There is a requirement that half-year reports are reviewed by the listed issuer’s audit committee (Note 2 to GEM Rule 18.55(9)).
3. Quarterly Reporting
Quarterly reporting is a mandatory obligation under GEM Rule 18.66. A GEM listed issuer must publish quarterly financial results and send them to the company’s shareholders and holders of their listed securities within 45 days of the end of the first and the third quarters.
The contents requirements for quarterly reports are set out in GEM Rules 18.68 to 18.77.
4. Preliminary Announcements of Results
A company listed on the GEM must publish a preliminary announcement of its annual, half-year and quarterly results on the GEM website and the listed issuer’s website as soon as possible and, in any event, not later than 30 minutes before the earlier of the commencement of the morning trading session or any pre-opening session on the business day after their approval by the board.
Preliminary year-end results must be published no later than 3 months after the financial year end. Preliminary half-year results and preliminary quarterly results must be published no later than 45 days after their respective periods.
5. Consequences of Failure to Publish Financial Information
For GEM issuers, the Listing Rules do not provide that the Exchange will require trading in a listed issuer’s shares to be suspended if it fails to publish its financial information on time.
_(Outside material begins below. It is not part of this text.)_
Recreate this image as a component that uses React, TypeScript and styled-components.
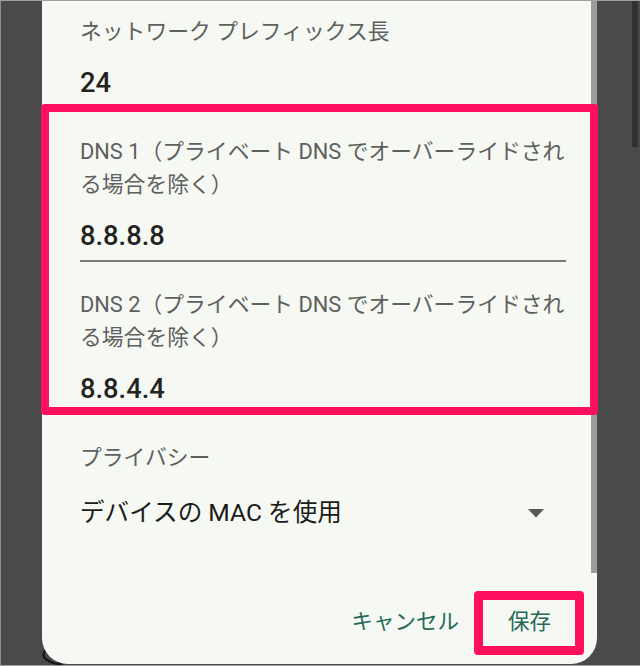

However, failure to publish financial information may be interpreted as a breach of the obligation to disclose inside information under Part XIVA SFO.
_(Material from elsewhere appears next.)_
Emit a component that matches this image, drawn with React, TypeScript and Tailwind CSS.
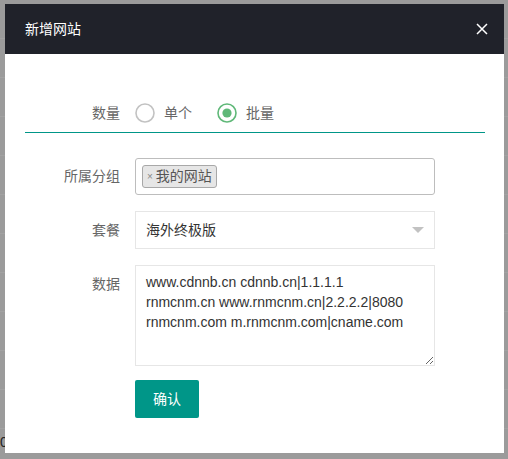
import React from "react";

const font = { fontFamily: '"Liberation Sans", Arial, "Noto Sans CJK SC", sans-serif' };

function Radio({ checked }: { checked?: boolean }) {
  return (
    <svg width="20" height="20" viewBox="0 0 20 20" className="shrink-0">
      <circle cx="10" cy="10" r="9" fill="none" stroke={checked ? "#5fb878" : "#c2c2c2"} strokeWidth="1.6" />
      {checked && <circle cx="10" cy="10" r="4.6" fill="#5fb878" />}
    </svg>
  );
}

function Row({ label, children, top }: { label: string; children: React.ReactNode; top?: boolean }) {
  return (
    <div className={`flex ${top ? "items-start" : "items-center"}`}>
      <div className={`w-[110px] shrink-0 pr-[15px] text-right text-[14px] text-[#666] ${top ? "pt-[9px]" : ""}`}>{label}</div>
      {children}
    </div>
  );
}

export default function App() {
  return (
    <div className="relative h-[459px] w-[508px] overflow-hidden bg-[#9b9b9b]" style={font}>
      {/* page behind the overlay */}
      <div className="flex flex-col">
        {Array.from({ length: 12 }).map((_, i) => (
          <div key={i} className="h-[39px] border-b border-[#a2a2a2]" />
        ))}
      </div>
      <div className="absolute left-0 top-[432px] text-[14px] text-[#222]">0</div>

      {/* dialog */}
      <div className="absolute left-[5px] top-[4px] flex h-[449px] w-[499px] flex-col bg-white">
        <div className="flex h-[50px] items-center justify-between bg-[#20222a] pl-[20px] pr-[16px]">
          <span className="text-[14px] text-white">新增网站</span>
          <svg width="12" height="12" viewBox="0 0 12 12">
            <path d="M1 1 L11 11 M11 1 L1 11" stroke="#fff" strokeWidth="1.5" />
          </svg>
        </div>

        <div className="flex flex-col px-[20px] pt-[44px]">
          <div className="flex h-[30px] items-center">
            <div className="w-[110px] shrink-0 pr-[15px] text-right text-[14px] text-[#666]">数量</div>
            <div className="flex items-center gap-[9px]">
              <Radio />
              <span className="text-[14px] text-[#666]">单个</span>
            </div>
            <div className="ml-[25px] flex items-center gap-[9px]">
              <Radio checked />
              <span className="text-[14px] text-[#666]">批量</span>
            </div>
          </div>
          <div className="mt-[4px] h-px w-[460px] bg-[#009688]" />

          <div className="mt-[25px] flex flex-col gap-[16px]">
            <Row label="所属分组">
              <div className="flex h-[37px] w-[300px] items-center rounded-[3px] border border-[#bdbdbd] px-[6px]">
                <span className="flex h-[23px] items-center rounded-[3px] border border-[#a8a8a8] bg-[#e6e6e6] px-[4px] text-[14px] text-[#555]">
                  <span className="mr-[3px] text-[10px] text-[#888]">×</span>我的网站
                </span>
              </div>
            </Row>
            <Row label="套餐">
              <div className="flex h-[38px] w-[300px] items-center justify-between border border-[#e6e6e6] pl-[10px] pr-[10px]">
                <span className="text-[14px] text-[#333]">海外终极版</span>
                <svg width="12" height="6" viewBox="0 0 12 6">
                  <path d="M0 0 L12 0 L6 6 Z" fill="#c2c2c2" />
                </svg>
              </div>
            </Row>
            <Row label="数据" top>
              <textarea
                readOnly
                className="h-[101px] w-[300px] resize-y border border-[#e6e6e6] px-[10px] py-[6px] font-['Liberation_Sans',Arial,sans-serif] text-[14px] leading-[20px] text-[#333] outline-none"
                defaultValue={"www.cdnnb.cn cdnnb.cn|1.1.1.1\nrnmcnm.cn www.rnmcnm.cn|2.2.2.2|8080\nrnmcnm.com m.rnmcnm.com|cname.com"}
              />
            </Row>
          </div>

          <div className="mt-[14px] pl-[110px]">
            <button className="h-[38px] w-[64px] rounded-[2px] bg-[#009688] text-[14px] text-white">确认</button>
          </div>
        </div>
      </div>
    </div>
  );
}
6. Additional Information Required in Financial Reports of Mineral Companies
- Mineral Companies are required to include in their half-yearly and annual reports details of their exploration, development and mining production activities and a summary of expenditure incurred on these activities during the period under review. If there has been no exploration, development or production activity, that fact must be stated (GEM Rule 18A.14).
However, to the extent that there are material changes in funding requirements or exploration activity, companies may be required to update shareholders immediately under the obligation to disclose inside information under Part XIVA SFO.
- Mineral Companies must provide an annual update of their resources and/or reserves in their annual reports (GEM Rule 16). Such updates must be prepared in accordance with the accepted reporting standard under which they were previously disclosed or, if none, under one of the accepted reporting standards (GEM Rule 18A.15). The annual updates are not required to be supported by a Competent Person’s Report and thus may be prepared by the company’s own internal experts. Annual updates may also be provided by way of a no material change statement which can be prepared by companies’ internal management (Note to GEM Rule 18A.17).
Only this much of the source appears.